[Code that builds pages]
══════
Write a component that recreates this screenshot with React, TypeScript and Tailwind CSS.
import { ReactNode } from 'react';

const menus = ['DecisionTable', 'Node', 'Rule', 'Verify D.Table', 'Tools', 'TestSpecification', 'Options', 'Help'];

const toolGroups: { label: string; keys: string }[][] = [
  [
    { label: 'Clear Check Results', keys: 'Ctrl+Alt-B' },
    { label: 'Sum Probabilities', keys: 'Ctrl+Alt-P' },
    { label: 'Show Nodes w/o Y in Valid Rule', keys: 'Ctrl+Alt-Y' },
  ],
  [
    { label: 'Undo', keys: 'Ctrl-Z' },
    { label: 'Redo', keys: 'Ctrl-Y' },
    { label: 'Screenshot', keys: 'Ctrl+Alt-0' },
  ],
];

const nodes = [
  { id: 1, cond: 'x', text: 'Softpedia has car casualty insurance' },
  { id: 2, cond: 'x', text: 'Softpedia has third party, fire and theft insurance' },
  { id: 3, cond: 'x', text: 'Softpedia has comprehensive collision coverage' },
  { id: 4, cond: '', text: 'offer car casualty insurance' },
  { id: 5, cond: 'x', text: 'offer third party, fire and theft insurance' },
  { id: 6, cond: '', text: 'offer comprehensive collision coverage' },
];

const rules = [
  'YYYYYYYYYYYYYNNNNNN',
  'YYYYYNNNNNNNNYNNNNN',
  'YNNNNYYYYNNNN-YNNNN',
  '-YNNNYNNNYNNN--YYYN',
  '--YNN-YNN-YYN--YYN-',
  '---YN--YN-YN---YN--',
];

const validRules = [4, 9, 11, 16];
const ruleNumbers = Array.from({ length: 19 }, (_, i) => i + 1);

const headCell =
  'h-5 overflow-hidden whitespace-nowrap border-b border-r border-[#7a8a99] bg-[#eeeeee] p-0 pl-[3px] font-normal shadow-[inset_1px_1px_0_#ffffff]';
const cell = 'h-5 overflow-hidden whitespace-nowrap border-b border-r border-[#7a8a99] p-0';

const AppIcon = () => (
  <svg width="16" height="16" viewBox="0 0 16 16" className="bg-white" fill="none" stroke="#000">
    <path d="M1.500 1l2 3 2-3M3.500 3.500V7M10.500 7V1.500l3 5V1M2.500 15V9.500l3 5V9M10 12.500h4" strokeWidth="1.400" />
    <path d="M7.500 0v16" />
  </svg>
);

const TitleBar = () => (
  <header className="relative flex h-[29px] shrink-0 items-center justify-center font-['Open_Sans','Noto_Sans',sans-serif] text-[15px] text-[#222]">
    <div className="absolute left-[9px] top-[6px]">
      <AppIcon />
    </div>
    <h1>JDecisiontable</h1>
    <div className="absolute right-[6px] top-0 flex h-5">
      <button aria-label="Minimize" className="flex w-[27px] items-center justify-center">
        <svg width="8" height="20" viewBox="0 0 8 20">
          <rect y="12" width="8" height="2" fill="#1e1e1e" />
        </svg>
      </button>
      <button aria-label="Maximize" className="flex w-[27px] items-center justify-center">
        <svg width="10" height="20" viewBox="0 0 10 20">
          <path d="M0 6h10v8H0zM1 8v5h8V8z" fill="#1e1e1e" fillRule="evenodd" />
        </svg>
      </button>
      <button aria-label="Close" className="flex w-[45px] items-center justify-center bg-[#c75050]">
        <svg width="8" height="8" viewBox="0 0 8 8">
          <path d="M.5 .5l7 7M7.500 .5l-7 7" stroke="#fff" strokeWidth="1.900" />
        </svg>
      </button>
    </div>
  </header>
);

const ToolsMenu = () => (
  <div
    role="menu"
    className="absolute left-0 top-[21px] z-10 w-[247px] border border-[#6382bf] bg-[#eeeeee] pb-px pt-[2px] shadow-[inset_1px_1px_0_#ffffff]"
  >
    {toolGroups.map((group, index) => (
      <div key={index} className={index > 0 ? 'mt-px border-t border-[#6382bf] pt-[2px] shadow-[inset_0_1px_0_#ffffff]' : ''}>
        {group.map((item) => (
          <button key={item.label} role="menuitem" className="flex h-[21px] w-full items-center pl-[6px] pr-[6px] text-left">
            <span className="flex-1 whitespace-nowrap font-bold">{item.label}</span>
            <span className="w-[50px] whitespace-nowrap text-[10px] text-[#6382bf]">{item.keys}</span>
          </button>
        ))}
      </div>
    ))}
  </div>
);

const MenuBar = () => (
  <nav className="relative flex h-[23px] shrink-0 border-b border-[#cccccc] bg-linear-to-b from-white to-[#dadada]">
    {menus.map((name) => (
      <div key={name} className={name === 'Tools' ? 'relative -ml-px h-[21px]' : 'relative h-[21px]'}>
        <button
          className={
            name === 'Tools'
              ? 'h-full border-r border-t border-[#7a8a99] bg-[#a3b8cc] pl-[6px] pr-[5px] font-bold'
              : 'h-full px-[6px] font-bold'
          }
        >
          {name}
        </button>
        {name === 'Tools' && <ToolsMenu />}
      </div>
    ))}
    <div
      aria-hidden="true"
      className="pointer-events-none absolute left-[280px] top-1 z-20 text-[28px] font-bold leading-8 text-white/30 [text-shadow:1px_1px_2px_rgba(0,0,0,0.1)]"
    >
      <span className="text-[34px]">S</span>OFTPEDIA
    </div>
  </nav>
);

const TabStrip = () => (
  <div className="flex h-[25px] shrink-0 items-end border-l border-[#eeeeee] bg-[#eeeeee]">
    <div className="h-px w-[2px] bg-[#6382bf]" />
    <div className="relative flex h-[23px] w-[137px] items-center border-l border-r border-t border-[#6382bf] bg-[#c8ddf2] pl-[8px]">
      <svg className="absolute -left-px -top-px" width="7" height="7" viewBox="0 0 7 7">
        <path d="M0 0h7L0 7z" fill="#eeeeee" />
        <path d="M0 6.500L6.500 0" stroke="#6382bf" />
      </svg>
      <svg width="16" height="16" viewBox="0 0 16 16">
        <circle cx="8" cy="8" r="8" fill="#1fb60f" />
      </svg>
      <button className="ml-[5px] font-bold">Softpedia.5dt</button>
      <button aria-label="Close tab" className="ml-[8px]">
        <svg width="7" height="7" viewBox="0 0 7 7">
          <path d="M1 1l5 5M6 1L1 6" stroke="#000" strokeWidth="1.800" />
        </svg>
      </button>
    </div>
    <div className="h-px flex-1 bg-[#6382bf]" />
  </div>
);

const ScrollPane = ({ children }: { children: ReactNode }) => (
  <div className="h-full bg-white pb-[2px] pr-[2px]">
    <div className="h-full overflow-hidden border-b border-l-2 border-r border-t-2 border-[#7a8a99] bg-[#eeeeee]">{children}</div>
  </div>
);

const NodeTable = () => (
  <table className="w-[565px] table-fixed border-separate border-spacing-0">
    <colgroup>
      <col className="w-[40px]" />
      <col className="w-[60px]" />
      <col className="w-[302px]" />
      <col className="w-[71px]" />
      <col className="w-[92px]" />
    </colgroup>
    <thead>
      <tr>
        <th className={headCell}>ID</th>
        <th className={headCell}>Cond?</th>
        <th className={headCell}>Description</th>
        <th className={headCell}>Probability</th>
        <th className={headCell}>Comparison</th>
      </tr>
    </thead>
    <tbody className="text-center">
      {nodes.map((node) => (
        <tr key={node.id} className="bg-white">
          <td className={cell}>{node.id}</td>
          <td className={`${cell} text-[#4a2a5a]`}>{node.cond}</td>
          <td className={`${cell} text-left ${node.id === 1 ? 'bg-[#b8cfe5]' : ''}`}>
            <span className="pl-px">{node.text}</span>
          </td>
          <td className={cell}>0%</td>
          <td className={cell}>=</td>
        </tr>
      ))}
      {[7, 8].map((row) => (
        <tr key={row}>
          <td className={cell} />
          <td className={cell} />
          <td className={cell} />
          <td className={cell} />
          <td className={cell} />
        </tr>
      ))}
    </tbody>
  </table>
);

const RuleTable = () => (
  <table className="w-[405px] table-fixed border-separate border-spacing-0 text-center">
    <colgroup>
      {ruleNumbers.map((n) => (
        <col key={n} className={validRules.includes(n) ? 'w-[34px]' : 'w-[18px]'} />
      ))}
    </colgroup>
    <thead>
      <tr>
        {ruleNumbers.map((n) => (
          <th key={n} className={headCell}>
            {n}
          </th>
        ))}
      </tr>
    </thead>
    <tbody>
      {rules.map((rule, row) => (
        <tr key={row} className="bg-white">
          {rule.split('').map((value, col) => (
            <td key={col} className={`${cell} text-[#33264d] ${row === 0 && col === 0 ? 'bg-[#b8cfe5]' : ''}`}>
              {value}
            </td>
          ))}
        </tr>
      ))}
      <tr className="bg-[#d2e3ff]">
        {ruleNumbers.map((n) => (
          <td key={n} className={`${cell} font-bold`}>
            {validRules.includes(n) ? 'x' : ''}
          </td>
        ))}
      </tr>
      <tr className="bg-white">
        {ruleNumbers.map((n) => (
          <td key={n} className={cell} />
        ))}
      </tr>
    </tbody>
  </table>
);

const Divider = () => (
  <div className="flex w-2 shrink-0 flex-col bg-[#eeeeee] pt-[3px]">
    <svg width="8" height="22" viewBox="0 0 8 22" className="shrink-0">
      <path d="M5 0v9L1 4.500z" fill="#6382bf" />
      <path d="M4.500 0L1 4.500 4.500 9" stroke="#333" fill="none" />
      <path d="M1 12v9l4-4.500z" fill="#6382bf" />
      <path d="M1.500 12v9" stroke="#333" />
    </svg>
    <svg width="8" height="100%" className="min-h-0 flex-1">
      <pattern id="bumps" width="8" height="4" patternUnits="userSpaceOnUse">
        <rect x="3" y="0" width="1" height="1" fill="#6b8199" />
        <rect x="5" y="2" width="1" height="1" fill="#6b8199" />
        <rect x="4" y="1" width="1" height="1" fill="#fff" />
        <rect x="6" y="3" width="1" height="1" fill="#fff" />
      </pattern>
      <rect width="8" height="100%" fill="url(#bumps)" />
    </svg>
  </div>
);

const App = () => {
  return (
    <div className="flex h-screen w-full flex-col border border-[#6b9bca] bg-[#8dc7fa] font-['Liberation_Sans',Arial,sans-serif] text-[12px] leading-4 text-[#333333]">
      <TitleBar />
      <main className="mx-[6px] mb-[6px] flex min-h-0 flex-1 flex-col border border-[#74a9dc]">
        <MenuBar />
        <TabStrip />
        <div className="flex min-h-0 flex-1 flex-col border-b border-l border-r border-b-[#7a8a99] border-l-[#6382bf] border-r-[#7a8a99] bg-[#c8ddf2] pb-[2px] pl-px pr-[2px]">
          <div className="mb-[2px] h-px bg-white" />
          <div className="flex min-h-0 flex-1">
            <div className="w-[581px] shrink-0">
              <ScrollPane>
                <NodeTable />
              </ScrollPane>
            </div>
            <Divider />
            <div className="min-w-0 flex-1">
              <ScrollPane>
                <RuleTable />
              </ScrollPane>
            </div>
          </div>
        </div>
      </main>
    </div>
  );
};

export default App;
══════
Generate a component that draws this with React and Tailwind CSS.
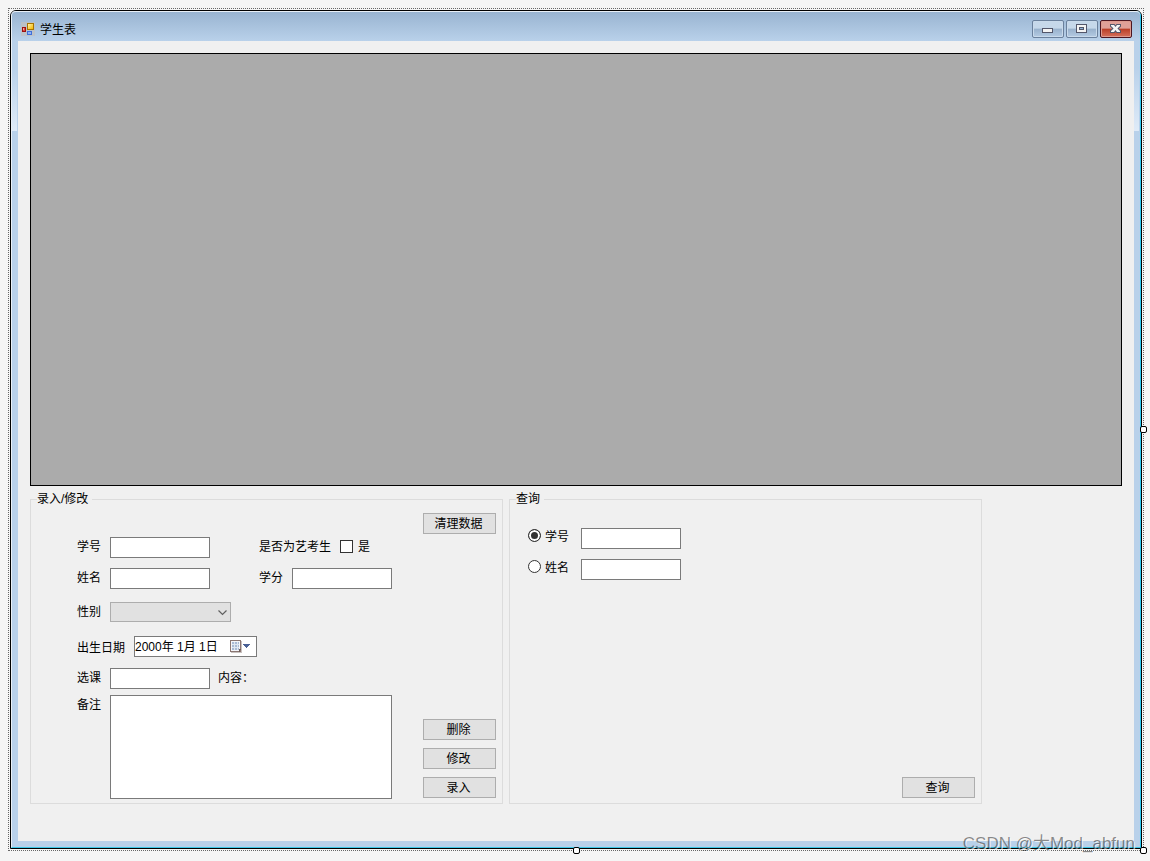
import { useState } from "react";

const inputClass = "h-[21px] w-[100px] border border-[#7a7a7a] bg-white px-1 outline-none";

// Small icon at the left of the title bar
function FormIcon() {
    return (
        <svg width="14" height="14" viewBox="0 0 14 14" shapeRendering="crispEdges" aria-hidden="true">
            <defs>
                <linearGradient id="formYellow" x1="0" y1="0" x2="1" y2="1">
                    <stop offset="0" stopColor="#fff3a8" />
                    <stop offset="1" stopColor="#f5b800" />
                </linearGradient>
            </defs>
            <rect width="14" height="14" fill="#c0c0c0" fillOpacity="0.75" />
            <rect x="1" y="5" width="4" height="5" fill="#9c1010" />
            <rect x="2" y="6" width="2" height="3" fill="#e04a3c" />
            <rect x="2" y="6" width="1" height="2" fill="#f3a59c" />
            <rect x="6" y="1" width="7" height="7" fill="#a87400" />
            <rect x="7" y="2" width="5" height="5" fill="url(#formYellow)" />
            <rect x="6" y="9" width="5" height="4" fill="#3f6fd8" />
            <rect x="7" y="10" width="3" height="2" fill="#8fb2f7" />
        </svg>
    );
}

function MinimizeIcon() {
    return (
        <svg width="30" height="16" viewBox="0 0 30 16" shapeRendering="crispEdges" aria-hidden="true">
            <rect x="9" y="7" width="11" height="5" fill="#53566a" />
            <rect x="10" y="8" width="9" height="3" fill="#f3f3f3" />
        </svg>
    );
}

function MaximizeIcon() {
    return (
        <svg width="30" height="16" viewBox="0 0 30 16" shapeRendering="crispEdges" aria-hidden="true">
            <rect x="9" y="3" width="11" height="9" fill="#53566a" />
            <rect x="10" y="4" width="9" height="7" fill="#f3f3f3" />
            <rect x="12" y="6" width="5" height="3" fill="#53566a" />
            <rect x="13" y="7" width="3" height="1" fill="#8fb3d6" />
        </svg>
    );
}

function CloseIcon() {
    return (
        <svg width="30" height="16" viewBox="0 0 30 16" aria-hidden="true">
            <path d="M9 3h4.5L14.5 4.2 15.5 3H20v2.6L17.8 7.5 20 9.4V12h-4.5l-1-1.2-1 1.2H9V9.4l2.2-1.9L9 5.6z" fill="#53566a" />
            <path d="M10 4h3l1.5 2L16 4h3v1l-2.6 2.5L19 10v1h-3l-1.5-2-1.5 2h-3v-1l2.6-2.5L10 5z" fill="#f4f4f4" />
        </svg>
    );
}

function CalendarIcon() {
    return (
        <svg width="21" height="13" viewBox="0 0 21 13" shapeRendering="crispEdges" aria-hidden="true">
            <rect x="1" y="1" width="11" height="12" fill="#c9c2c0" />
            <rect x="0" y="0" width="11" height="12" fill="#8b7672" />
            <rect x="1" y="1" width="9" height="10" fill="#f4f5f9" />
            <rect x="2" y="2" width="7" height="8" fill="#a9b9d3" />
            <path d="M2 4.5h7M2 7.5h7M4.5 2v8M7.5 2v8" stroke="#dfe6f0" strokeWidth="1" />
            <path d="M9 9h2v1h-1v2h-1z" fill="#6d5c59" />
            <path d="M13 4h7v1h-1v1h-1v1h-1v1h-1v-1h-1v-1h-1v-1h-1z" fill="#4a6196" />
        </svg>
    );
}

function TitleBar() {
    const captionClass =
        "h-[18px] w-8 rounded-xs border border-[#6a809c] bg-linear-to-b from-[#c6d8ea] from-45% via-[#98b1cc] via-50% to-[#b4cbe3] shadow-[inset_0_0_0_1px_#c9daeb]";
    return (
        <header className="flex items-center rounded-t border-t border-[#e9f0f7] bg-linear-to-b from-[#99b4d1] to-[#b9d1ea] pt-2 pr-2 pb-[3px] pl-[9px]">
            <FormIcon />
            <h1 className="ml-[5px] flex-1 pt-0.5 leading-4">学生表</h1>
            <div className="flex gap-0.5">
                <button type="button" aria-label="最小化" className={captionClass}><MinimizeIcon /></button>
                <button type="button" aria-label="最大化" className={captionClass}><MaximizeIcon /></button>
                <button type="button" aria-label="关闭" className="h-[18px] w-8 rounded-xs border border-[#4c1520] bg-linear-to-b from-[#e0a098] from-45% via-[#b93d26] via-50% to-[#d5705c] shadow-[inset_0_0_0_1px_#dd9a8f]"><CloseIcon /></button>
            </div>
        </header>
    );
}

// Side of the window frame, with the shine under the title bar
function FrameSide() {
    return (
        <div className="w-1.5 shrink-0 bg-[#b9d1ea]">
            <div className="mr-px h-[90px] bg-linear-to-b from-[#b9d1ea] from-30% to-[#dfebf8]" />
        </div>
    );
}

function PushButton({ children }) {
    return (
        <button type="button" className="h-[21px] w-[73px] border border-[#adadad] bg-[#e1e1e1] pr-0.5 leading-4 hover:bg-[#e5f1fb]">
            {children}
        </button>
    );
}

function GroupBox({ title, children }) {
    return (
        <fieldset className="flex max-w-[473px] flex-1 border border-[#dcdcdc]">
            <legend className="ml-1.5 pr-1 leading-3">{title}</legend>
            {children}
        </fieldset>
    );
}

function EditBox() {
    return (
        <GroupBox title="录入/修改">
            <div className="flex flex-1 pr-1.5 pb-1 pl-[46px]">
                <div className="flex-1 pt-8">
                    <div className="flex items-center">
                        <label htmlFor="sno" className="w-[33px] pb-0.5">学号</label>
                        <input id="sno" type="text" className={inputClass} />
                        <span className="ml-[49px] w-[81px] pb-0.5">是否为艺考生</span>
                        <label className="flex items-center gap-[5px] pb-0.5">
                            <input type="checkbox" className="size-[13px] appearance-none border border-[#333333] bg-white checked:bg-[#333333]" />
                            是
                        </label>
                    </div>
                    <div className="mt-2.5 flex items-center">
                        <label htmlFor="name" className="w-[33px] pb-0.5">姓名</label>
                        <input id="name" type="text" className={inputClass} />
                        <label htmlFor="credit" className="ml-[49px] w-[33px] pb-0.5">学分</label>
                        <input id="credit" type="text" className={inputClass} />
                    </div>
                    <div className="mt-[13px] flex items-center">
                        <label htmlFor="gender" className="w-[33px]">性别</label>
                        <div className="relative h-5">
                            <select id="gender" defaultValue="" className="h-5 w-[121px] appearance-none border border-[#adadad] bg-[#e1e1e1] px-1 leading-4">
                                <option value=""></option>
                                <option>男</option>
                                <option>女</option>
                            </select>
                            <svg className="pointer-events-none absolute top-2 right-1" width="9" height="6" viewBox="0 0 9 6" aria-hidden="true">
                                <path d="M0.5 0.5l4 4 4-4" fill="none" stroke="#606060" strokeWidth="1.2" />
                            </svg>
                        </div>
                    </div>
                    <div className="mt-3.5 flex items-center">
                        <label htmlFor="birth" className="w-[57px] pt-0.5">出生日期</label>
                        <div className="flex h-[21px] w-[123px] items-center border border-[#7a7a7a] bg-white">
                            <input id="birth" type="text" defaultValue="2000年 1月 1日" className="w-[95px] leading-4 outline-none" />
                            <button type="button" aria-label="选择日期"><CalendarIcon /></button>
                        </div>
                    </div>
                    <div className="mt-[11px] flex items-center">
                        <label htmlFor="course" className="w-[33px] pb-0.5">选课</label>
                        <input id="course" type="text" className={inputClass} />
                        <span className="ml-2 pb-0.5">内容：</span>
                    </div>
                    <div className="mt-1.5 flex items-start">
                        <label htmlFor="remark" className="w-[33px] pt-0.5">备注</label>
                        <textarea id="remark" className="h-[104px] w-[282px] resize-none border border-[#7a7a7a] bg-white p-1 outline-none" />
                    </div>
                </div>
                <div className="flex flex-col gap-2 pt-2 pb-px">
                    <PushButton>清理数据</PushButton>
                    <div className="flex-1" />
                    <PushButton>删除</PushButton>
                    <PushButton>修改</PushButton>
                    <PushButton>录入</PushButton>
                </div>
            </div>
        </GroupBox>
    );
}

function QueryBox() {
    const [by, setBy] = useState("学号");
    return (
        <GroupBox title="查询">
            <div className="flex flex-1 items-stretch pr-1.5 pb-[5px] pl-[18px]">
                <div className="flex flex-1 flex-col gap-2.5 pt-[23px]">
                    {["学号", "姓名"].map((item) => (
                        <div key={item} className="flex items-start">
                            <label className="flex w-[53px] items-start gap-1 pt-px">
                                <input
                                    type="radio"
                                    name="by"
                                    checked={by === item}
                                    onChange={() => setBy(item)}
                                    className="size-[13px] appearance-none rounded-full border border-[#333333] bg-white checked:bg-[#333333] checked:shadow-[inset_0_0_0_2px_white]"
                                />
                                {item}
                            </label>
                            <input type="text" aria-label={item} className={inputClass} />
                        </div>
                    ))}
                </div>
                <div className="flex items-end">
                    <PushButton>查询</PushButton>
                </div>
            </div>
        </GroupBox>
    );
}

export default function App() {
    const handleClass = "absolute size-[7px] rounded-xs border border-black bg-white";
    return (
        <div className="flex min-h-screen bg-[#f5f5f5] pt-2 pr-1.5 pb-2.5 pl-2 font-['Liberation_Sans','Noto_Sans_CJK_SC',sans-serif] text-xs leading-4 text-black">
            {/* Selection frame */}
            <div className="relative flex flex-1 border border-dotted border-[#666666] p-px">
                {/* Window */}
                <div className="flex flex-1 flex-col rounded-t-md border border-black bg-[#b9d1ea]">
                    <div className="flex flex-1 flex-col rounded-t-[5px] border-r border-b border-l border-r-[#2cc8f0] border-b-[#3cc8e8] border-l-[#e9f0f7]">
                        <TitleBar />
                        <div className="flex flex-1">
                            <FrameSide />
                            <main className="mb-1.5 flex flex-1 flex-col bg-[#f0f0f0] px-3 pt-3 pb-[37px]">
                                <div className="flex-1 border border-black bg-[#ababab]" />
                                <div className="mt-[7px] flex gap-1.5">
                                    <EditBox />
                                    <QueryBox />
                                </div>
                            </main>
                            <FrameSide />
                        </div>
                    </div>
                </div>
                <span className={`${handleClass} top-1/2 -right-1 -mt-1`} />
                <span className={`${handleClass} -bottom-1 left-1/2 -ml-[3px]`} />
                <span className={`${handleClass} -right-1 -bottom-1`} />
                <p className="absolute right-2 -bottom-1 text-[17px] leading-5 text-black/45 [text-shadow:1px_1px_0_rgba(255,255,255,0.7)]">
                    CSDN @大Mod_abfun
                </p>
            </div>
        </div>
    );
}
══════
[EXERCISE REQUIREMENTS] Starting at the line that contains "Write a component", set down every line up to and including the line that contains "const menus = ['DecisionTable', 'Node', 'Rule', 'Verify", exactly as given, and no other line.

[COMPLETED TASK]
Write a component that recreates this screenshot with React, TypeScript and Tailwind CSS.
import { ReactNode } from 'react';

const menus = ['DecisionTable', 'Node', 'Rule', 'Verify D.Table', 'Tools', 'TestSpecification', 'Options', 'Help'];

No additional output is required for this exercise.